Skip the pictures. Set down, word for word, the lines from the start of the material up to and including the line with "string; key: string;".

┄┄┄┄┄┄

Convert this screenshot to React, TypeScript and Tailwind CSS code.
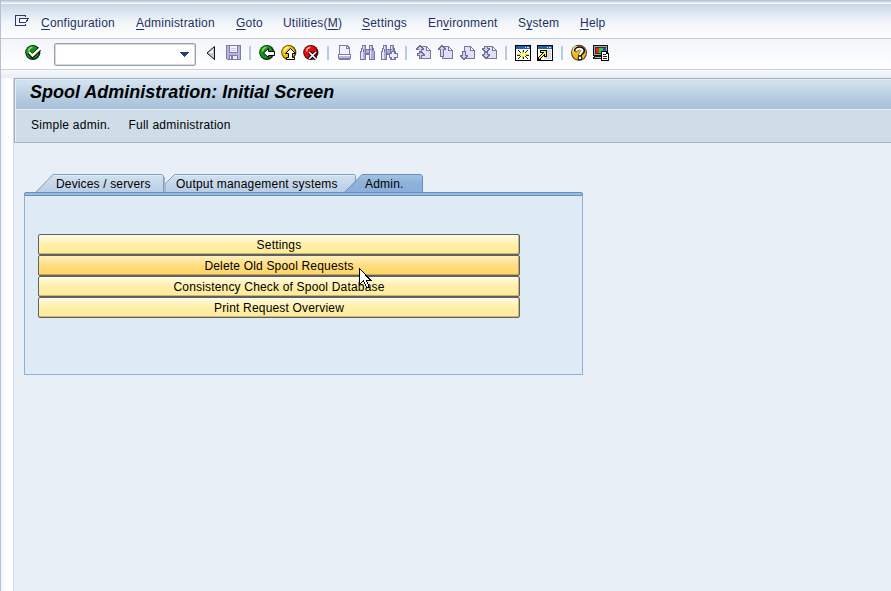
import type { ReactNode } from "react";
import clsx from "clsx";

type MenuEntry = { before?: string; key: string; after: string };

const MENU: MenuEntry[] = [
  { key: "C", after: "onfiguration" },
  { key: "A", after: "dministration" },
  { key: "G", after: "oto" },
  { before: "Utilities(", key: "M", after: ")" },
  { key: "S", after: "ettings" },
  { before: "En", key: "v", after: "ironment" },
  { before: "S", key: "y", after: "stem" },
  { key: "H", after: "elp" },
];

const ACTIONS = [
  { label: "Settings", hover: false },
  { label: "Delete Old Spool Requests", hover: true },
  { label: "Consistency Check of Spool Database", hover: false },
  { label: "Print Request Overview", hover: false },
];

function Icon({ className, crisp = true, children }: { className?: string; crisp?: boolean; children: ReactNode }) {
  return (
    <svg
      width="18"
      height="18"
      viewBox="0 0 18 18"
      fill="none"
      shapeRendering={crisp ? "crispEdges" : "auto"}
      className={clsx("flex-shrink-0", className)}
    >
      {children}
    </svg>
  );
}

function Separator({ className }: { className: string }) {
  return <div className={clsx("h-[14px] w-[2px] flex-shrink-0 bg-[#b4cde3]", className)} />;
}

function Ball({ fill, dark, light }: { fill: string; dark: string; light: string }) {
  return (
    <>
      <circle cx="8.8" cy="8.5" r="7.6" fill={dark} />
      <circle cx="8.5" cy="8.2" r="6.4" fill={fill} />
      <path d="M4.5 7.5C4.500 5 6 3.500 8.500 3.300" stroke={light} strokeWidth="1.8" />
    </>
  );
}

function OkIcon() {
  return (
    <Icon crisp={false}>
      <Ball fill="#159514" dark="#052b0a" light="#7fdc5f" />
      <path d="M5 8.5L8.500 12L15.500 5" stroke="#000" strokeWidth="4" />
      <path d="M5 8L8.500 11.500L16 4.500" stroke="#fff" strokeWidth="2.4" />
    </Icon>
  );
}

function BackIcon() {
  return (
    <Icon className="ml-[7px]" crisp={false}>
      <Ball fill="#159514" dark="#052b0a" light="#75d957" />
      <path d="M5.5 9L10.500 4.500V7.500H16.500V11.500H10.500V13.500Z" fill="#fff" stroke="#000" />
    </Icon>
  );
}

function ExitIcon() {
  return (
    <Icon className="ml-1" crisp={false}>
      <Ball fill="#f4c300" dark="#5a3b00" light="#fff79a" />
      <path d="M10.5 4.500L15.500 9.500H12.500V13.500H14.500V15.500H6.500V13.500H8.500V9.500H5.500Z" fill="#fff" stroke="#000" />
    </Icon>
  );
}

function CancelIcon() {
  return (
    <Icon className="ml-1" crisp={false}>
      <Ball fill="#e30b12" dark="#4c0003" light="#ff9a92" />
      <path d="M7 8L14 15M14 8L7 15" stroke="#000" strokeWidth="3.4" />
      <path d="M7 8L14 15M14 8L7 15" stroke="#fff" strokeWidth="1.7" />
    </Icon>
  );
}

function SaveIcon() {
  return (
    <Icon className="ml-[3px]">
      <path d="M1 1H16V16H2L1 15Z" fill="#7c7caa" />
      <path d="M2 2H4V15H2ZM13 2H15V15H13ZM4 9H13V11H4Z" fill="#b4b4de" />
      <path d="M5 2H12V8H5Z" fill="#f4f4ff" />
      <path d="M6 4H11V5H6ZM6 6H11V7H6Z" fill="#c7c7e5" />
      <path d="M5 12H12V15H5Z" fill="#e8e8fc" />
      <path d="M6 12H8V15H6Z" fill="#8080ae" />
    </Icon>
  );
}

function PrintIcon() {
  return (
    <Icon className="ml-[7px]">
      <path d="M3 1H11L14 4V10H15V15H14V16H3V15H2V10H3Z" fill="#7c7caa" />
      <path d="M4 2H10V5H13V10H4Z" fill="#f2f2ff" />
      <path d="M11 3V4H12Z" fill="#fff" />
      <path d="M3 11H14V12H3Z" fill="#fff" />
      <path d="M3 12H14V14H3Z" fill="#b8b8e0" />
    </Icon>
  );
}

function FindIcon({ more = false, className }: { more?: boolean; className: string }) {
  return (
    <Icon className={className}>
      <path d="M3 1H7V5H10V1H14V4H15V7H16V16H10V11H7V16H1V7H2V4H3Z" fill="#7777a5" />
      <path d="M4 2H5V5H4ZM3 5H4V8H3ZM2 8H4V15H2ZM11 2H12V5H11ZM11 6H12V15H11Z" fill="#e4e4fa" />
      <path d="M5 2H6V8H5ZM4 8H6V15H4ZM12 2H13V7H12ZM12 7H15V15H12ZM7 6H10V9H7Z" fill="#adadd8" />
      {more && (
        <>
          <path d="M11 7H15V9H18V14H15V16H11V14H9V9H11Z" fill="#7777a5" />
          <path d="M12 8H14V10H17V13H14V15H12V13H10V10H12Z" fill="#ececff" />
        </>
      )}
    </Icon>
  );
}

type PageKind = "first" | "previous" | "next" | "last";

// page sheet with one or two paging arrows on its left side
function PageIcon({ kind, className }: { kind: PageKind; className: string }) {
  return (
    <Icon className={className}>
      <path d="M5 2H12V3H13V4H14V5H15V6H16V15H5Z" fill="#77779f" />
      <path d="M6 3H11V7H15V14H6Z" fill="#dfdffa" />
      <path d="M12 4H13V5H14V6H12Z" fill="#fff" />
      {kind === "first" && (
        <>
          <path d="M4 1H6V2H7V3H8V4H9V6H7V8H8V9H9V10H10V12H7V15H4V12H2V9H4V6H1V4H2V3H3V2H4Z" fill="#6f6f9c" />
          <path d="M4 3H6V4H7V5H6V7H4V5H3V4H4ZM5 9H7V10H8V11H6V14H5V11H3V10H5Z" fill="#d0d0f1" />
        </>
      )}
      {kind === "previous" && (
        <>
          <path d="M4 1H6V2H7V3H8V4H9V6H7V13H3V6H1V4H2V3H3V2H4Z" fill="#6f6f9c" />
          <path d="M4 3H6V4H7V5H6V12H4V5H3V4H4Z" fill="#d0d0f1" />
        </>
      )}
      {kind === "next" && (
        <>
          <path d="M3 7H7V11H9V13H8V14H7V15H6V16H4V15H3V14H2V13H1V11H3Z" fill="#6f6f9c" />
          <path d="M4 8H6V12H7V13H6V14H4V13H3V12H4Z" fill="#d0d0f1" />
        </>
      )}
      {kind === "last" && (
        <>
          <path d="M3 2H7V4H9V6H8V7H7V10H9V12H8V13H7V14H6V15H4V14H3V13H2V12H1V10H3V7H2V6H1V4H3Z" fill="#6f6f9c" />
          <path d="M4 3H6V5H7V6H6V7H4V6H3V5H4ZM4 9H6V11H7V12H6V13H4V12H3V11H4Z" fill="#d0d0f1" />
        </>
      )}
    </Icon>
  );
}

function WindowFrame() {
  return (
    <>
      <path d="M1 1H17V17H1Z" fill="#000" />
      <path d="M2 2H16V5H2Z" fill="#1c62b0" />
      <path d="M11 3H12V4H11ZM13 3H15V4H13Z" fill="#dce9f8" />
      <path d="M2 5H16V16H2Z" fill="#fff" />
    </>
  );
}

function NewSessionIcon() {
  return (
    <Icon className="ml-[7px]">
      <WindowFrame />
      <path d="M8 6H10V9H8ZM8 12H10V15H8ZM3 10H7V11H3ZM11 10H15V11H11Z" fill="#e9dc1b" />
      <path d="M4 6H5V7H6V8H7V9H6V8H5V7H4ZM13 6H14V7H13V8H12V9H11V8H12V7H13ZM4 15V14H5V13H6V12H7V13H6V14H5V15ZM14 15V14H13V13H12V12H11V13H12V14H13V15Z" fill="#222" />
      <path d="M9 6H10V8H9ZM9 13H10V15H9ZM3 11H6V12H3ZM12 11H15V12H12Z" fill="#222" />
      <path d="M7 9H11V12H7Z" fill="#fff34d" />
      <path d="M8 10H10V11H8Z" fill="#fff" />
    </Icon>
  );
}

function ShortcutIcon() {
  return (
    <Icon className="ml-1">
      <WindowFrame />
      <path d="M10 6H15V15H8V12H10Z" fill="#d8dbe1" />
      <path d="M4 6H11V13H8V12H7V13H6V14H5V16H2V13H3V12H4V11H5V10H6V9H4Z" fill="#000" />
      <path d="M5 7H10V12H9V10H8V11H7V12H6V13H5V14H4V15H3V13H4V12H5V11H6V10H7V9H8V8H5Z" fill="#fff12e" />
    </Icon>
  );
}

function HelpIcon() {
  return (
    <Icon className="ml-[7px]" crisp={false}>
      <circle cx="9" cy="8.8" r="8" fill="#4a3c28" />
      <circle cx="9" cy="8.8" r="7" fill="#f6b91c" />
      <path d="M3.500 8.500C3.500 5 5 3.500 7 3" stroke="#fff681" strokeWidth="2.4" />
      <path d="M5.500 7.500C5.500 3 13.500 3.200 13.300 6.800C13.200 8.800 10 9 10 12" stroke="#111" strokeWidth="3.8" />
      <path d="M6.300 7C6.800 4 12.600 4.200 12.400 6.800C12.300 8.500 9.800 8.800 9.800 11.300" stroke="#fff" strokeWidth="2.1" />
      <rect x="7.700" y="11.700" width="4.400" height="4.600" rx="1.5" fill="#111" />
      <rect x="8.700" y="12.700" width="2.4" height="2.4" fill="#fff" />
    </Icon>
  );
}

function LayoutIcon() {
  return (
    <Icon className="ml-1">
      <path d="M1 1H16V12H1Z" fill="#111" />
      <path d="M2 2H15V11H2Z" fill="#a9a9ad" />
      <path d="M3 3H14V10H3Z" fill="#333" />
      <path d="M4 4H7V9H4Z" fill="#ed2027" />
      <path d="M7 4H11V9H7Z" fill="#18d52f" />
      <path d="M11 4H14V9H11Z" fill="#3044d8" />
      <path d="M2 12H12V15H1V13H2Z" fill="#222" />
      <path d="M3 13H9V14H3Z" fill="#b9b9bd" />
      <path d="M9 7H15V8H16V9H17V17H9Z" fill="#000" />
      <path d="M10 8H14V10H16V16H10Z" fill="#fff" />
      <path d="M11 10H14V11H11ZM11 12H15V13H11ZM11 14H15V15H11Z" fill="#222" />
    </Icon>
  );
}

function MenuBar() {
  return (
    <nav className="flex h-[35px] items-center bg-linear-to-b from-[#cad7e6] via-[#f1f4f9] via-50% to-white pt-[3px] pl-[13px] text-[#1c3263]">
      <svg width="17" height="14" viewBox="0 0 17 14" fill="none" stroke="#263b6c" shapeRendering="crispEdges" className="mb-[4px]">
        <path d="M11.5 3V1.500H1.500V11.500H11.500V9.500" />
        <path d="M5.500 4.500H14.500L11.500 8.500H5.500Z" fill="#fff" />
      </svg>
      <ul className="ml-[10px] grid grid-cols-[95px_100px_47px_79px_66px_90px_62px_auto]">
        {MENU.map((m) => (
          <li key={m.key + m.after}>
            {m.before}
            <span className="underline decoration-1 underline-offset-[2px] [text-decoration-skip-ink:none]">{m.key}</span>
            {m.after}
          </li>
        ))}
      </ul>
    </nav>
  );
}

function Toolbar() {
  return (
    <div className="flex h-[30px] items-center bg-linear-to-b from-[#f2f5fa] to-white pb-[2px] pl-[23px]">
      <OkIcon />
      <div className="mt-[2px] ml-3 flex h-[23px] w-[142px] flex-shrink-0 items-center justify-end rounded-[2px] border border-[#9c9fa5] bg-white pr-[6px] shadow-[inset_0_0_0_1px_#d7dade]">
        <svg width="9" height="5" viewBox="0 0 9 5" shapeRendering="crispEdges">
          <path d="M0 0H9L4.500 5Z" fill="#263e73" />
        </svg>
      </div>
      <Icon className="ml-2" crisp={false}>
        <path d="M10.500 2.500V15.500L3 9Z" fill="#c9cbd1" stroke="#111" />
        <path d="M9 5.500L5 9H9Z" fill="#fff" />
      </Icon>
      <SaveIcon />
      <Separator className="ml-[6px]" />
      <BackIcon />
      <ExitIcon />
      <CancelIcon />
      <Separator className="ml-[7px]" />
      <PrintIcon />
      <FindIcon className="ml-[5px]" />
      <FindIcon more className="ml-[3px]" />
      <Separator className="ml-[7px]" />
      <PageIcon kind="first" className="ml-2" />
      <PageIcon kind="previous" className="ml-1" />
      <PageIcon kind="next" className="ml-1" />
      <PageIcon kind="last" className="ml-1" />
      <Separator className="ml-[6px]" />
      <NewSessionIcon />
      <ShortcutIcon />
      <Separator className="ml-[7px]" />
      <HelpIcon />
      <LayoutIcon />
    </div>
  );
}

function Tabs() {
  return (
    <div className="relative ml-[11px] flex h-[18px] w-[388px] items-center pt-[2px] text-black">
      <svg width="388" height="19" viewBox="0 0 388 19" fill="none" className="absolute top-0 left-0">
        <defs>
          <linearGradient id="tab" x1="0" y1="0" x2="0" y2="1">
            <stop stopColor="#d1e1ef" />
            <stop offset="1" stopColor="#b9cee4" />
          </linearGradient>
          <linearGradient id="activeTab" x1="0" y1="0" x2="0" y2="1">
            <stop stopColor="#a3c3e4" />
            <stop offset=".45" stopColor="#8eb2db" />
            <stop offset="1" stopColor="#8bafd9" />
          </linearGradient>
        </defs>
        <path d="M130 18V10L139.500 .5H319.500L320.500 1.500V18" fill="url(#tab)" stroke="#7f9fc3" />
        <path d="M.5 18.500L18 .5H127L128.500 2V18.500" fill="url(#tab)" stroke="#7f9fc3" />
        <path d="M129.500 3V18" stroke="#a5b7c9" />
        <path d="M18 1.500H127M140 1.500H319" stroke="#e3edf6" />
        <path d="M309.500 18.500L327 .5H386L387.500 2V18.500" fill="url(#activeTab)" stroke="#678fbd" />
      </svg>
      <span className="relative ml-[21px] w-[120px] tracking-[0.15px]">Devices / servers</span>
      <span className="relative w-[189px] whitespace-nowrap">Output management systems</span>
      <span className="relative">Admin.</span>
    </div>
  );
}

function Cursor() {
  return (
    <svg width="13" height="22" viewBox="0 0 13 22" className="absolute top-[34px] left-[321px]" shapeRendering="crispEdges">
      <path d="M.5 .5V16.500L4.500 12.500L7.500 19.500H9.500V17.500L7.500 12.500H12Z" fill="#fff" stroke="#000" />
    </svg>
  );
}

export default function App() {
  return (
    <div className="flex h-[591px] w-[891px] flex-col overflow-hidden border-l border-[#b5c0d2] bg-white font-['Liberation_Sans',Arial,sans-serif] text-[12px] leading-[14px] tracking-[0.2px] text-black">
      <div className="h-[4px] flex-shrink-0 border-t-[1px] border-[#b5c2d3] bg-linear-to-b from-[#c4cfdd] to-white" />
      <MenuBar />
      <div className="-mt-px h-px flex-shrink-0 bg-[#c4ccd9]" />
      <Toolbar />
      <div className="h-px flex-shrink-0 bg-[#cbd2de]" />
      <div className="h-2 flex-shrink-0 bg-linear-to-b from-[#f6f8fb] to-[#e9edf4]" />

      <div className="flex flex-1 bg-linear-to-r from-[#f2f5f9] to-white to-[6px]">
        <main className="ml-3 flex-1 border-l border-[#d3dae4] bg-[#e8eff7]">
          <header className="border-y border-l border-[#9caec5] border-b-[#a5b5ca]">
            <div className="border-t border-l border-[#e6eff6]">
              <h1 className="h-[30px] border-b border-[#e5eef6] bg-linear-to-b from-[#d0e0ed] from-10% via-[#b5cde1] via-60% to-[#a9c1da] pt-px pl-[14px] text-[18px] leading-[23px] font-bold tracking-normal italic">
                Spool Administration: Initial Screen
              </h1>
              <div className="flex h-[32px] gap-[18px] bg-[#cfdde8] pt-2 pl-[15px] tracking-[0.26px]">
                <span>Simple admin.</span>
                <span>Full administration</span>
              </div>
            </div>
          </header>

          <section className="mt-[31px] ml-[10px] w-[559px]">
            <Tabs />
            <div className="relative h-[4px] rounded-t-[2px] border border-[#678fbd] bg-[#9bbce0]" />
            <div className="h-[179px] border border-t-0 border-[#8fb1d5] bg-[#dfebf4] pt-[38px] pl-[13px]">
              <div className="relative w-[482px]">
                {ACTIONS.map((a) => (
                  <button
                    key={a.label}
                    className={clsx(
                      "block h-[21px] w-full rounded-[2px] border border-[#5f6063] pt-px text-center leading-[18px] tracking-[0.18px]",
                      a.hover
                        ? "bg-linear-to-b from-[#fff0bd] via-[#ffdc80] via-50% to-[#ffd55f] shadow-[inset_-1px_-1px_#c9a451]"
                        : "bg-linear-to-b from-[#fffbe5] via-[#ffefa8] via-50% to-[#ffeb98] shadow-[inset_-1px_-1px_#c8b877]"
                    )}
                  >
                    {a.label}
                  </button>
                ))}
                <Cursor />
              </div>
            </div>
          </section>
        </main>
      </div>
    </div>
  );
}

┄┄┄┄┄┄

● **SOLUTION FOR THIS PROBLEM**
Convert this screenshot to React, TypeScript and Tailwind CSS code.
import type { ReactNode } from "react";
import clsx from "clsx";

type MenuEntry = { before?: string; key: string; after: string };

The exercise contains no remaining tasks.